• Task to complete
Extract all lines in the data that contain the word "index".

• Data for this task
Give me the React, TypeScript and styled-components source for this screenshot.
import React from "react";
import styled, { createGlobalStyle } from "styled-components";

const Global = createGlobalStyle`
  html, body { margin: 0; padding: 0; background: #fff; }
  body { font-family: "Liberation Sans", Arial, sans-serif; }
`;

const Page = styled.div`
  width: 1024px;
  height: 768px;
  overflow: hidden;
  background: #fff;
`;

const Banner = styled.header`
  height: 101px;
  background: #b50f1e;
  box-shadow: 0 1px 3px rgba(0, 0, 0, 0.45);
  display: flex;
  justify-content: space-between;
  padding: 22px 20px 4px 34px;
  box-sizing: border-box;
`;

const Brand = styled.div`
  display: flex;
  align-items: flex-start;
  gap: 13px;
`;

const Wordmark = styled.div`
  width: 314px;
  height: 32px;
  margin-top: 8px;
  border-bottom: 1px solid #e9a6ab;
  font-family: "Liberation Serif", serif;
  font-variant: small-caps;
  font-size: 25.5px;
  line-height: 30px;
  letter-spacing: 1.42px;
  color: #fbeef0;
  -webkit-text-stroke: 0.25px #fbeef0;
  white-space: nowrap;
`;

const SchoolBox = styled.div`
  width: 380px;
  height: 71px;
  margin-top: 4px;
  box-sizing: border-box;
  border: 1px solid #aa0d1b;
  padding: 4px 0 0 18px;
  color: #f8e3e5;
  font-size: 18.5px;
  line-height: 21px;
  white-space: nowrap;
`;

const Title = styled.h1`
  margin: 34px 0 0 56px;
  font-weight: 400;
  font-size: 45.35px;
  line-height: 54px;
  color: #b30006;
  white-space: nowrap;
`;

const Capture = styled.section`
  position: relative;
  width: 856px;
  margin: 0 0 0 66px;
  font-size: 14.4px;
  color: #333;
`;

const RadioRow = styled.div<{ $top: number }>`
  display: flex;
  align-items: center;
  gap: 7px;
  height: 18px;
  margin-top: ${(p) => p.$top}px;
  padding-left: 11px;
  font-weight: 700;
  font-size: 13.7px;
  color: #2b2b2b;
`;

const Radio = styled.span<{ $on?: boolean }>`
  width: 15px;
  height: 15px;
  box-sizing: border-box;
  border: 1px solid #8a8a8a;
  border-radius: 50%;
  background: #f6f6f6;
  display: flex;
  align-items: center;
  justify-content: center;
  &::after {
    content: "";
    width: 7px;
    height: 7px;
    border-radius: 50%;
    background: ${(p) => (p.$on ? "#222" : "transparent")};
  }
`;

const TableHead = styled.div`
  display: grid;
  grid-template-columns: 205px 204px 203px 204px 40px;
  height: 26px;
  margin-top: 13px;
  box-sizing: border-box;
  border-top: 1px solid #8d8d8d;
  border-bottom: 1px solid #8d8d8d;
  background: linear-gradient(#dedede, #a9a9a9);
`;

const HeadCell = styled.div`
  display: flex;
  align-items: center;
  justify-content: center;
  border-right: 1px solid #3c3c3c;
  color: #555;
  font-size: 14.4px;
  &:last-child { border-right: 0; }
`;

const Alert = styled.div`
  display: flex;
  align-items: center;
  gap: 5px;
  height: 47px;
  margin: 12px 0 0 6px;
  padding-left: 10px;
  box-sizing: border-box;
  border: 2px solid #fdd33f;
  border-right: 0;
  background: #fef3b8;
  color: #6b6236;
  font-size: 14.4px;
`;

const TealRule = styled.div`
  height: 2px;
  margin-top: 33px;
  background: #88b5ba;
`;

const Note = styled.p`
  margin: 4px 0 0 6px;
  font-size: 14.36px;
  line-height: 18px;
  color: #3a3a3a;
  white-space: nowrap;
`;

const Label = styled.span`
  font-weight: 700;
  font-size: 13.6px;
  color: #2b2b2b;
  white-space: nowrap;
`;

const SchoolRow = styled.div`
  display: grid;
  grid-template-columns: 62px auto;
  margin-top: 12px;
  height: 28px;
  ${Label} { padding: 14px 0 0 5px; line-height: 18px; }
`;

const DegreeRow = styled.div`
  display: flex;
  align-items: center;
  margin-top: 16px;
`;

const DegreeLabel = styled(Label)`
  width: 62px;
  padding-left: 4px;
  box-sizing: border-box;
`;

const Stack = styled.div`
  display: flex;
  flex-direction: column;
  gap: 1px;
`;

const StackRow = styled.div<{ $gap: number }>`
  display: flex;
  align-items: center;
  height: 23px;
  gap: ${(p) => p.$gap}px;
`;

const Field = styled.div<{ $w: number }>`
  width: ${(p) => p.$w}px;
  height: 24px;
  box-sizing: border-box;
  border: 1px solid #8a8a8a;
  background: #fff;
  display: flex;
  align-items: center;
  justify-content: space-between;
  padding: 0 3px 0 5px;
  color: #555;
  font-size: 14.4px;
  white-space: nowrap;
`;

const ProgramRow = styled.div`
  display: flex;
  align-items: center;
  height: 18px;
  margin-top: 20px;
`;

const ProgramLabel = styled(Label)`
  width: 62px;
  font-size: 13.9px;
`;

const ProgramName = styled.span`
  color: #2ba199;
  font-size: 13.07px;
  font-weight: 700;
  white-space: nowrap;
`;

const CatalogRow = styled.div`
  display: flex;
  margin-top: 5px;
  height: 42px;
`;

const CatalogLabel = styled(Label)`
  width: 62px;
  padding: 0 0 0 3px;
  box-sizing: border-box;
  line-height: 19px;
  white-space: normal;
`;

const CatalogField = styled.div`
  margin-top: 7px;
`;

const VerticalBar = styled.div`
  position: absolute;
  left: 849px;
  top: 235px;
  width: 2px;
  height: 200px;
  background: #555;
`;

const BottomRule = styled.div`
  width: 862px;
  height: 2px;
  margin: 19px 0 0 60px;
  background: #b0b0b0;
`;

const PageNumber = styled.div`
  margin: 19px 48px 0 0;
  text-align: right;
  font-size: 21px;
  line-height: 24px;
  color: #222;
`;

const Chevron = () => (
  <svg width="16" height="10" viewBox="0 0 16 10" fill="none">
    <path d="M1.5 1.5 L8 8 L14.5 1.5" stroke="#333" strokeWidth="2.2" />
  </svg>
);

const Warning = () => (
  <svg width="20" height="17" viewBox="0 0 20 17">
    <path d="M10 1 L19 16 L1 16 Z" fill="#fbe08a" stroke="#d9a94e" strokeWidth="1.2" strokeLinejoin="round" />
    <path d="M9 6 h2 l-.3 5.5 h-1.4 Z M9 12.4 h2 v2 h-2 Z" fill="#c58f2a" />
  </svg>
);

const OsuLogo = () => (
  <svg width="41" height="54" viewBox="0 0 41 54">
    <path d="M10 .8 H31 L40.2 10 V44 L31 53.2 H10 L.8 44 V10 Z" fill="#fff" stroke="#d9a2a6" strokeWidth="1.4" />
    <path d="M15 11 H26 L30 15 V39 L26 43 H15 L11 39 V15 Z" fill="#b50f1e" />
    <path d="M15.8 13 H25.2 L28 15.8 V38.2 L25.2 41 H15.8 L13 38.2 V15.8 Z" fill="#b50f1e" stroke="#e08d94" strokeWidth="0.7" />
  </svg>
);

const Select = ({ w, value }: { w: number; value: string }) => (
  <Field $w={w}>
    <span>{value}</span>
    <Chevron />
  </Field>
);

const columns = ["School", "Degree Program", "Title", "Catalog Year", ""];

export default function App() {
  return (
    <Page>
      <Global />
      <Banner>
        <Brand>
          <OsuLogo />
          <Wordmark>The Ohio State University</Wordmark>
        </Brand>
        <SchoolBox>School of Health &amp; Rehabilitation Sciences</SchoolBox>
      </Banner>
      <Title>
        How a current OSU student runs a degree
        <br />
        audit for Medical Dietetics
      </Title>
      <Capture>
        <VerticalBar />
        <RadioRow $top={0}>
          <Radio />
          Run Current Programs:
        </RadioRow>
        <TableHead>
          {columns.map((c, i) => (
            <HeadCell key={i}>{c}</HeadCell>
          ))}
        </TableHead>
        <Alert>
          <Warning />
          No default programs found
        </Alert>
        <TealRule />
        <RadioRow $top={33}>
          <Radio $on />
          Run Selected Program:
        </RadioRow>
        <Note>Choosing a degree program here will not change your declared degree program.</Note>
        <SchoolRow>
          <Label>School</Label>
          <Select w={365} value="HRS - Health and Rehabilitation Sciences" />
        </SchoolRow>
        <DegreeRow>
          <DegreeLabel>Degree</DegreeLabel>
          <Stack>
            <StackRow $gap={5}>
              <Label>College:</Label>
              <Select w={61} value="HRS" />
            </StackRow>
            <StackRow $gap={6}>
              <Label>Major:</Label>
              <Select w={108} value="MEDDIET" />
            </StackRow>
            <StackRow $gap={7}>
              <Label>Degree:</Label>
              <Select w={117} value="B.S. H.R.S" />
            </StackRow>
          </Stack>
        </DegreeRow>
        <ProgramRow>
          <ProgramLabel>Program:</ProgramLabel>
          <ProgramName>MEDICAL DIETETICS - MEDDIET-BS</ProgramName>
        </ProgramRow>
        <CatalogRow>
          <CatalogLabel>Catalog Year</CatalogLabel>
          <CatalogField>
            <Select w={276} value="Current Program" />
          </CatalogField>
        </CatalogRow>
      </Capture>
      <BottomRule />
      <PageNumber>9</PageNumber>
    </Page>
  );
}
---
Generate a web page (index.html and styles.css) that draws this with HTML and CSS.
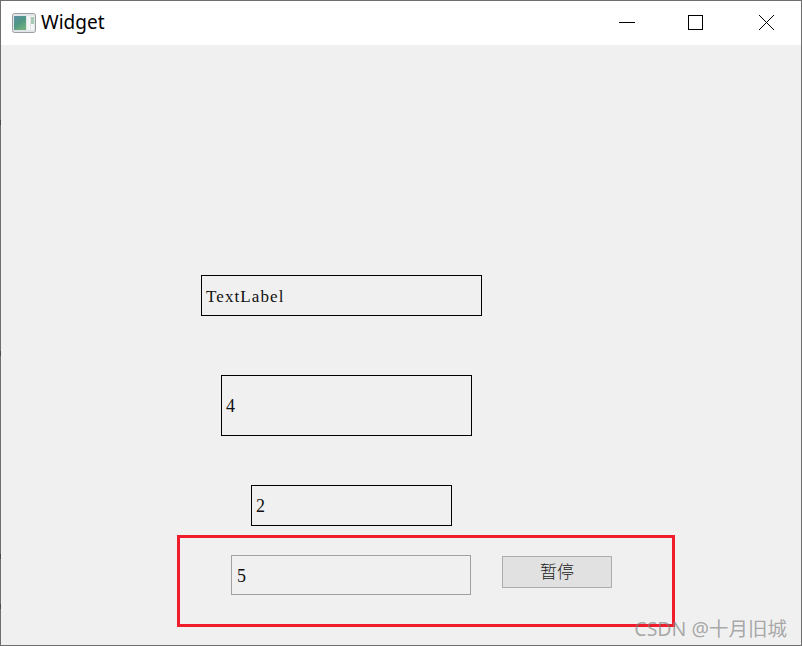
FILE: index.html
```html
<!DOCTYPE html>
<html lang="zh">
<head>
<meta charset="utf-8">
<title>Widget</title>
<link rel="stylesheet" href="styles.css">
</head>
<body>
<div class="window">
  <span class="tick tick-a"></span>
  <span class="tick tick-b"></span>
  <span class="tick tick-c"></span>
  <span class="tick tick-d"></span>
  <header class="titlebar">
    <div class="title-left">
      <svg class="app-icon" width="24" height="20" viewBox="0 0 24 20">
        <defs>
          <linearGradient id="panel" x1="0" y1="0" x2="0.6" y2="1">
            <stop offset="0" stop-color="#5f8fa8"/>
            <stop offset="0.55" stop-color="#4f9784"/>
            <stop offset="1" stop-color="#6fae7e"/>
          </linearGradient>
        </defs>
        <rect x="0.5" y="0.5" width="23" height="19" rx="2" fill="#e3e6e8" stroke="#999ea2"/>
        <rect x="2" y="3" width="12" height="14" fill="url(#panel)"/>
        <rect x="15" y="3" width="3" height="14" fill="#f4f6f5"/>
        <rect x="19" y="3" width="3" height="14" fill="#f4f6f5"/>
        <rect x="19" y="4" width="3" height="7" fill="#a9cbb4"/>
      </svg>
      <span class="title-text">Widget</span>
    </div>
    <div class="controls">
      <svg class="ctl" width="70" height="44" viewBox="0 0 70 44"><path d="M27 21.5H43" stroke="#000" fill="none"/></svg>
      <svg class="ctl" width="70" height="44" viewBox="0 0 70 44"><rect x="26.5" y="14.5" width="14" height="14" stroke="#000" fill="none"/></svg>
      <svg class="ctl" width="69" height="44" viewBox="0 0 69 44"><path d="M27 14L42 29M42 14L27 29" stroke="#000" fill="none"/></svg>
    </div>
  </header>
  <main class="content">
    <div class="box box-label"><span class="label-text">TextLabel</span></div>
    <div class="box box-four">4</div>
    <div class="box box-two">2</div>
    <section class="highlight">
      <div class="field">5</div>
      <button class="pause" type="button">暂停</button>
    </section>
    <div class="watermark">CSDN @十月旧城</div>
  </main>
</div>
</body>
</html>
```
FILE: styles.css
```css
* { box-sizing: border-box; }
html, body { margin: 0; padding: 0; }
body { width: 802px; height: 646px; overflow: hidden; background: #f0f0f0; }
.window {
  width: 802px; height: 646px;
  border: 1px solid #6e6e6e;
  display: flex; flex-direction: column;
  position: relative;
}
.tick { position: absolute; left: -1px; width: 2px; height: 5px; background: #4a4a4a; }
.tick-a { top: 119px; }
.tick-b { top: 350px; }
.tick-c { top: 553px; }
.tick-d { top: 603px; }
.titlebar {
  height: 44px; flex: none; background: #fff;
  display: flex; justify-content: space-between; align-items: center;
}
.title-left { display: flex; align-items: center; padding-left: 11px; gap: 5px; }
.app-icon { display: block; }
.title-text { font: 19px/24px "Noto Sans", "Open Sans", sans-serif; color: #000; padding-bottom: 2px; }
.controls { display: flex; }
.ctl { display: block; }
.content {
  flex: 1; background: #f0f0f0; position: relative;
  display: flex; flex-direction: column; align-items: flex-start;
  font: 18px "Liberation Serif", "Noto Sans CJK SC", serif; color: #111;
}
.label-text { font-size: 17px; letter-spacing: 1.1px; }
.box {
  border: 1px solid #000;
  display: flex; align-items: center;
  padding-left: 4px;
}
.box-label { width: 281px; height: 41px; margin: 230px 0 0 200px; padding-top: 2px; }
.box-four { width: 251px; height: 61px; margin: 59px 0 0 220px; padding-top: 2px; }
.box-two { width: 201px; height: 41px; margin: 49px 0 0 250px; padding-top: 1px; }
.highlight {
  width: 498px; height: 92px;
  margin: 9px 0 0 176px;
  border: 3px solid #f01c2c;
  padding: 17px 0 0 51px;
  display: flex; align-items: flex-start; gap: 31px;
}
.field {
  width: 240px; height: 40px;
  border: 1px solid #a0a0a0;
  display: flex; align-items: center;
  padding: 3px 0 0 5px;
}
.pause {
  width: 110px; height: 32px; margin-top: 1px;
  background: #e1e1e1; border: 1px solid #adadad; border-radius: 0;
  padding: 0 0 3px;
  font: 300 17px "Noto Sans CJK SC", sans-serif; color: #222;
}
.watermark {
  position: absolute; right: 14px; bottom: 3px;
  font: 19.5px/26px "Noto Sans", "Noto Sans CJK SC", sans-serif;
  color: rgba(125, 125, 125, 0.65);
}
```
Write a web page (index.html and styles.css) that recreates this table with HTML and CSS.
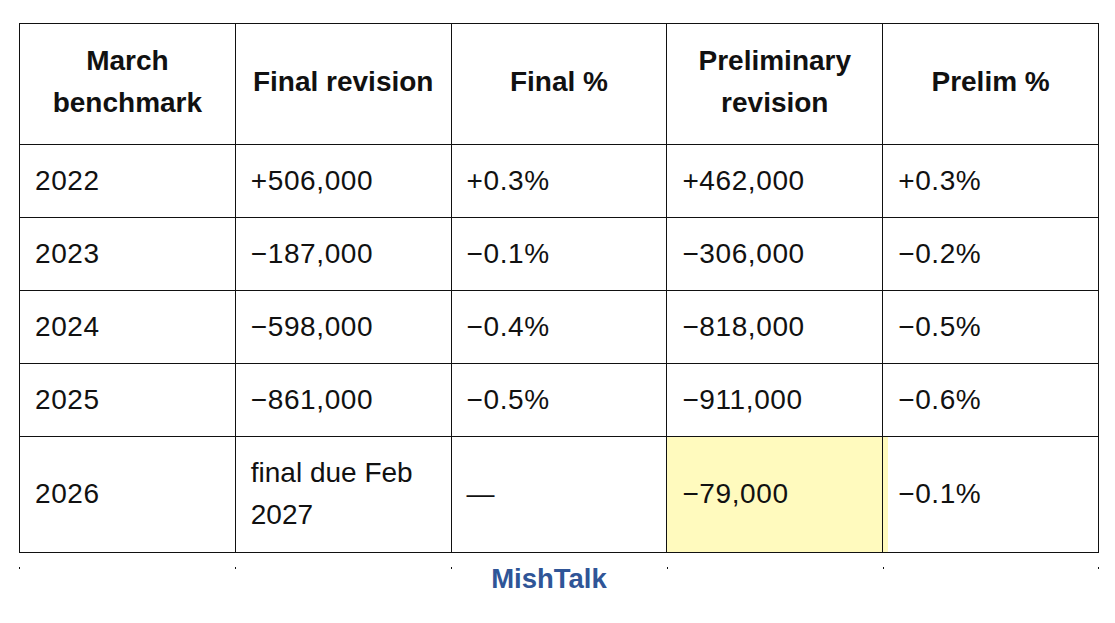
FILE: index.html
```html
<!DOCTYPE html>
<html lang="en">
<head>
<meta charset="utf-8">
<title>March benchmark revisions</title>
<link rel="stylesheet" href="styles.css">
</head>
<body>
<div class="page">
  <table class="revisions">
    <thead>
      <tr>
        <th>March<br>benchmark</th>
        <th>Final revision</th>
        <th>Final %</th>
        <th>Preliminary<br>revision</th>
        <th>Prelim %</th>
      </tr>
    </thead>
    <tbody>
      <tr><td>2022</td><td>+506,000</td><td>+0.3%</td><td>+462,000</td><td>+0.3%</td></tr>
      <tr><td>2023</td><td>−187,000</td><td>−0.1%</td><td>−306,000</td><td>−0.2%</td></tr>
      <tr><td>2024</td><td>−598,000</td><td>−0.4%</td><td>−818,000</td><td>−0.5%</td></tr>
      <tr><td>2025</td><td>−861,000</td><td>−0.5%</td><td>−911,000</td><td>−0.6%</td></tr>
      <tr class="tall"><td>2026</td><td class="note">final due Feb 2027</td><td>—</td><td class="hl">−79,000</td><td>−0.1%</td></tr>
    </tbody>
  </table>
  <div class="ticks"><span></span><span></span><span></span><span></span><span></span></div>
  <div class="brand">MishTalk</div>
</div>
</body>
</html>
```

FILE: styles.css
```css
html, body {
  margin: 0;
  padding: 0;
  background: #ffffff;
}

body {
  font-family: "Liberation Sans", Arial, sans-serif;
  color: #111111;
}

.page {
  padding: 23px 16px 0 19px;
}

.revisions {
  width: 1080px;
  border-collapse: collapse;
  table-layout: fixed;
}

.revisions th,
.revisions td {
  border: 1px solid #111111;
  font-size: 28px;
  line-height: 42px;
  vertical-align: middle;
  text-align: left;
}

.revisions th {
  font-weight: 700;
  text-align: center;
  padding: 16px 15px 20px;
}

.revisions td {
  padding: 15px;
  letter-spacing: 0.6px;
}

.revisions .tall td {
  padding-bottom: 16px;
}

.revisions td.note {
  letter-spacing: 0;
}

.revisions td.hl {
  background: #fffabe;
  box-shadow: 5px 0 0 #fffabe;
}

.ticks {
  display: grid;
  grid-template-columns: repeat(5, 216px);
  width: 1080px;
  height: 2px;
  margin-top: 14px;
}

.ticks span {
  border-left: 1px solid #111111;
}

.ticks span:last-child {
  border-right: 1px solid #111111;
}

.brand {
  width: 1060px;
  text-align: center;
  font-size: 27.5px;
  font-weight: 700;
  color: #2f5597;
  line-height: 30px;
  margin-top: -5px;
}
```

• Reply
Generate a web page (index.html and styles.css) that draws this with HTML and CSS.
FILE: index.html
Write a web page (index.html and styles.css) that recreates this table with HTML and CSS.
FILE: index.html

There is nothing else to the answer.